• _PROMPT_: Leave out the pictures and copy every record exactly.

• _EXERCISE INPUT_:
+ + + + +

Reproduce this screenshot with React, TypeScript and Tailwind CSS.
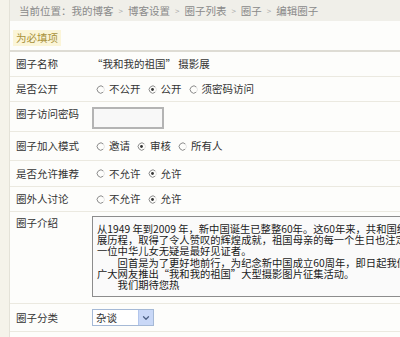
import { ChevronDown } from 'lucide-react';

const font = { fontFamily: '"Noto Sans CJK SC", "Liberation Sans", sans-serif' };

function Radio({ checked, label }: { checked?: boolean; label: string }) {
  return (
    <span className="flex items-center gap-[4px] mr-[7px]">
      <svg width="9" height="9" viewBox="0 0 9 9" className="shrink-0">
        <path d="M7.5 2.2 A3.6 3.6 0 1 0 7.2 7.2" fill="none" stroke="#8a8a8a" strokeWidth="1" />
        <path d="M7.2 7.2 A3.6 3.6 0 0 0 7.5 2.2" fill="none" stroke="#e2e2e2" strokeWidth="1" />
        {checked && <circle cx="4.5" cy="4.5" r="1.4" fill="#333" />}
      </svg>
      <span>{label}</span>
    </span>
  );
}

function Row({ label, h, top, children }: { label: string; h: string; top?: boolean; children?: React.ReactNode }) {
  return (
    <div className={`flex border-b border-[#ebe9e0] ${h} ${top ? 'items-start' : 'items-center'}`}>
      <div className={`w-[82px] pl-[6px] shrink-0 text-[#333] ${top ? 'pt-[5px]' : ''}`}>{label}</div>
      <div className="flex items-center">{children}</div>
    </div>
  );
}

const Sep = () => <span className="mx-[5px] text-[8px] text-[#aaa]">&gt;</span>;

export default function App() {
  return (
    <div className="flex w-[400px] h-[337px] overflow-hidden bg-[#f5f3ea] text-[10.5px] leading-[14px]" style={font}>
      <div className="w-[10px] shrink-0 border-r border-[#e4e2d8]" />
      <div className="flex-1 bg-[#fdfdfb] overflow-hidden">
        {/* breadcrumb */}
        <div className="h-[21px] bg-[#f0efe9] flex items-center pl-[9px] text-[#8a8a8a] whitespace-nowrap">
          当前位置：我的博客<Sep />博客设置<Sep />圈子列表<Sep />圈子<Sep />编辑圈子
        </div>

        <div className="h-[31px] flex items-end pb-[4px] border-b-2 border-[#dedcd4]">
          <span className="ml-[3px] px-[3px] py-[1px] bg-[#fbf5d8] text-[#a8913a]">为必填项</span>
        </div>

        <Row label="圈子名称" h="h-[25px]">
          <span className="text-[#333]">“我和我的祖国” 摄影展</span>
        </Row>

        <Row label="是否公开" h="h-[25px]">
          <div className="flex items-center pl-[4px] text-[#333]">
            <Radio label="不公开" />
            <Radio checked label="公开" />
            <Radio label="须密码访问" />
          </div>
        </Row>

        <Row label="圈子访问密码" h="h-[30px]" top>
          <div className="mt-[5px] w-[72px] h-[22px] border-2 border-[#b4b4b4] bg-[#f8f8f8]" />
        </Row>

        <Row label="圈子加入模式" h="h-[29px]">
          <div className="flex items-center pl-[4px] text-[#333]">
            <Radio label="邀请" />
            <Radio checked label="审核" />
            <Radio label="所有人" />
          </div>
        </Row>

        <Row label="是否允许推荐" h="h-[26px]">
          <div className="flex items-center pl-[4px] text-[#333]">
            <Radio label="不允许" />
            <Radio checked label="允许" />
          </div>
        </Row>

        <Row label="圈外人讨论" h="h-[25px]">
          <div className="flex items-center pl-[4px] text-[#333]">
            <Radio label="不允许" />
            <Radio checked label="允许" />
          </div>
        </Row>

        <div className="flex items-start border-b border-[#ebe9e0] h-[92px]">
          <div className="w-[82px] pl-[6px] pt-[4px] shrink-0 text-[#333]">圈子介绍</div>
          <div className="mt-[4px] w-[400px] h-[81px] shrink-0 border border-[#8c8c8c] bg-[#fafafa] pl-[4px] pt-[6px] text-[10.3px] leading-[11.2px] text-[#1a1a1a] whitespace-nowrap">
            <div>从1949 年到2009 年，新中国诞生已整整60年。这60年来，共和国经历</div>
            <div>展历程，取得了令人赞叹的辉煌成就，祖国母亲的每一个生日也注定不平</div>
            <div>一位中华儿女无疑是最好见证者。</div>
            <div>&emsp;&emsp;回首是为了更好地前行，为纪念新中国成立60周年，即日起我们将</div>
            <div>广大网友推出“我和我的祖国”大型摄影图片征集活动。</div>
            <div>&emsp;&emsp;我们期待您热</div>
          </div>
        </div>

        <Row label="圈子分类" h="h-[28px]">
          <div className="flex items-center w-[62px] h-[17px] border border-[#a5b9d6] bg-white">
            <span className="flex-1 pl-[3px] text-[#333]">杂谈</span>
            <span className="w-[15px] h-[15px] flex items-center justify-center bg-[#c9d8f7] border-l border-[#b3c6ec]">
              <ChevronDown size={10} strokeWidth={3} color="#4d6185" />
            </span>
          </div>
        </Row>
      </div>
    </div>
  );
}
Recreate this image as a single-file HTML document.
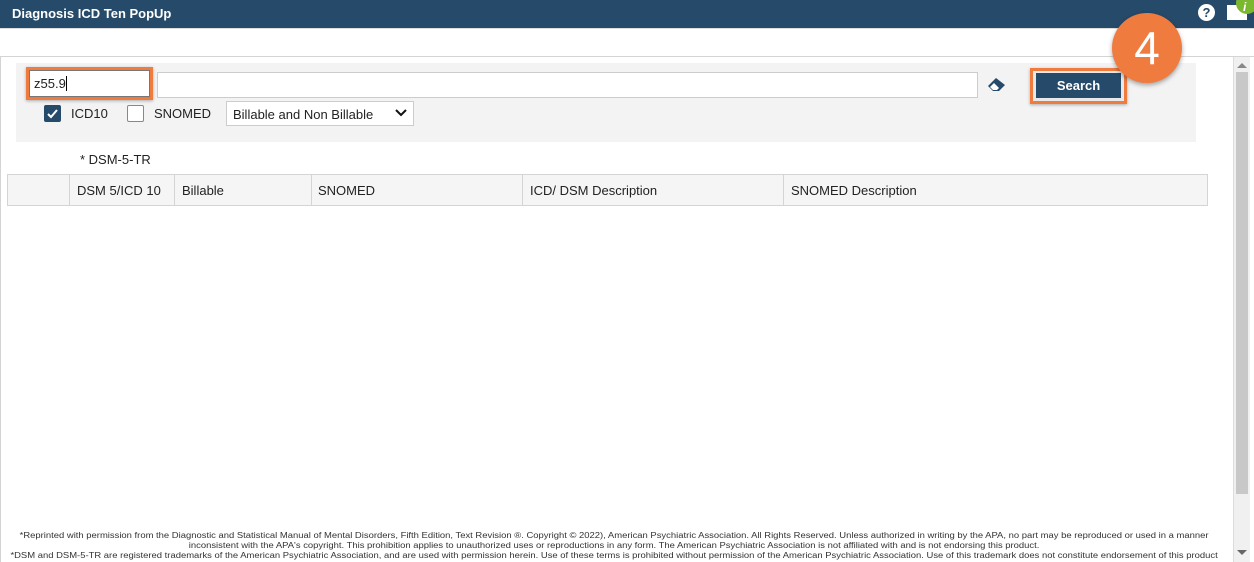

+ + + + +

• _ANSWER FOR THIS EXERCISE_:
Reproduce this screenshot with React, TypeScript and Tailwind CSS.
import { ChevronDown } from 'lucide-react';

const font = { fontFamily: '"Noto Sans CJK SC", "Liberation Sans", sans-serif' };

function Radio({ checked, label }: { checked?: boolean; label: string }) {
  return (
    <span className="flex items-center gap-[4px] mr-[7px]">
      <svg width="9" height="9" viewBox="0 0 9 9" className="shrink-0">
        <path d="M7.5 2.2 A3.6 3.6 0 1 0 7.2 7.2" fill="none" stroke="#8a8a8a" strokeWidth="1" />
        <path d="M7.2 7.2 A3.6 3.6 0 0 0 7.5 2.2" fill="none" stroke="#e2e2e2" strokeWidth="1" />
        {checked && <circle cx="4.5" cy="4.5" r="1.4" fill="#333" />}
      </svg>
      <span>{label}</span>
    </span>
  );
}

function Row({ label, h, top, children }: { label: string; h: string; top?: boolean; children?: React.ReactNode }) {
  return (
    <div className={`flex border-b border-[#ebe9e0] ${h} ${top ? 'items-start' : 'items-center'}`}>
      <div className={`w-[82px] pl-[6px] shrink-0 text-[#333] ${top ? 'pt-[5px]' : ''}`}>{label}</div>
      <div className="flex items-center">{children}</div>
    </div>
  );
}

const Sep = () => <span className="mx-[5px] text-[8px] text-[#aaa]">&gt;</span>;

export default function App() {
  return (
    <div className="flex w-[400px] h-[337px] overflow-hidden bg-[#f5f3ea] text-[10.5px] leading-[14px]" style={font}>
      <div className="w-[10px] shrink-0 border-r border-[#e4e2d8]" />
      <div className="flex-1 bg-[#fdfdfb] overflow-hidden">
        {/* breadcrumb */}
        <div className="h-[21px] bg-[#f0efe9] flex items-center pl-[9px] text-[#8a8a8a] whitespace-nowrap">
          当前位置：我的博客<Sep />博客设置<Sep />圈子列表<Sep />圈子<Sep />编辑圈子
        </div>

        <div className="h-[31px] flex items-end pb-[4px] border-b-2 border-[#dedcd4]">
          <span className="ml-[3px] px-[3px] py-[1px] bg-[#fbf5d8] text-[#a8913a]">为必填项</span>
        </div>

        <Row label="圈子名称" h="h-[25px]">
          <span className="text-[#333]">“我和我的祖国” 摄影展</span>
        </Row>

        <Row label="是否公开" h="h-[25px]">
          <div className="flex items-center pl-[4px] text-[#333]">
            <Radio label="不公开" />
            <Radio checked label="公开" />
            <Radio label="须密码访问" />
          </div>
        </Row>

        <Row label="圈子访问密码" h="h-[30px]" top>
          <div className="mt-[5px] w-[72px] h-[22px] border-2 border-[#b4b4b4] bg-[#f8f8f8]" />
        </Row>

        <Row label="圈子加入模式" h="h-[29px]">
          <div className="flex items-center pl-[4px] text-[#333]">
            <Radio label="邀请" />
            <Radio checked label="审核" />
            <Radio label="所有人" />
          </div>
        </Row>

        <Row label="是否允许推荐" h="h-[26px]">
          <div className="flex items-center pl-[4px] text-[#333]">
            <Radio label="不允许" />
            <Radio checked label="允许" />
          </div>
        </Row>

        <Row label="圈外人讨论" h="h-[25px]">
          <div className="flex items-center pl-[4px] text-[#333]">
            <Radio label="不允许" />
            <Radio checked label="允许" />
          </div>
        </Row>

        <div className="flex items-start border-b border-[#ebe9e0] h-[92px]">
          <div className="w-[82px] pl-[6px] pt-[4px] shrink-0 text-[#333]">圈子介绍</div>
          <div className="mt-[4px] w-[400px] h-[81px] shrink-0 border border-[#8c8c8c] bg-[#fafafa] pl-[4px] pt-[6px] text-[10.3px] leading-[11.2px] text-[#1a1a1a] whitespace-nowrap">
            <div>从1949 年到2009 年，新中国诞生已整整60年。这60年来，共和国经历</div>
            <div>展历程，取得了令人赞叹的辉煌成就，祖国母亲的每一个生日也注定不平</div>
            <div>一位中华儿女无疑是最好见证者。</div>
            <div>&emsp;&emsp;回首是为了更好地前行，为纪念新中国成立60周年，即日起我们将</div>
            <div>广大网友推出“我和我的祖国”大型摄影图片征集活动。</div>
            <div>&emsp;&emsp;我们期待您热</div>
          </div>
        </div>

        <Row label="圈子分类" h="h-[28px]">
          <div className="flex items-center w-[62px] h-[17px] border border-[#a5b9d6] bg-white">
            <span className="flex-1 pl-[3px] text-[#333]">杂谈</span>
            <span className="w-[15px] h-[15px] flex items-center justify-center bg-[#c9d8f7] border-l border-[#b3c6ec]">
              <ChevronDown size={10} strokeWidth={3} color="#4d6185" />
            </span>
          </div>
        </Row>
      </div>
    </div>
  );
}
Recreate this image as a single-file HTML document.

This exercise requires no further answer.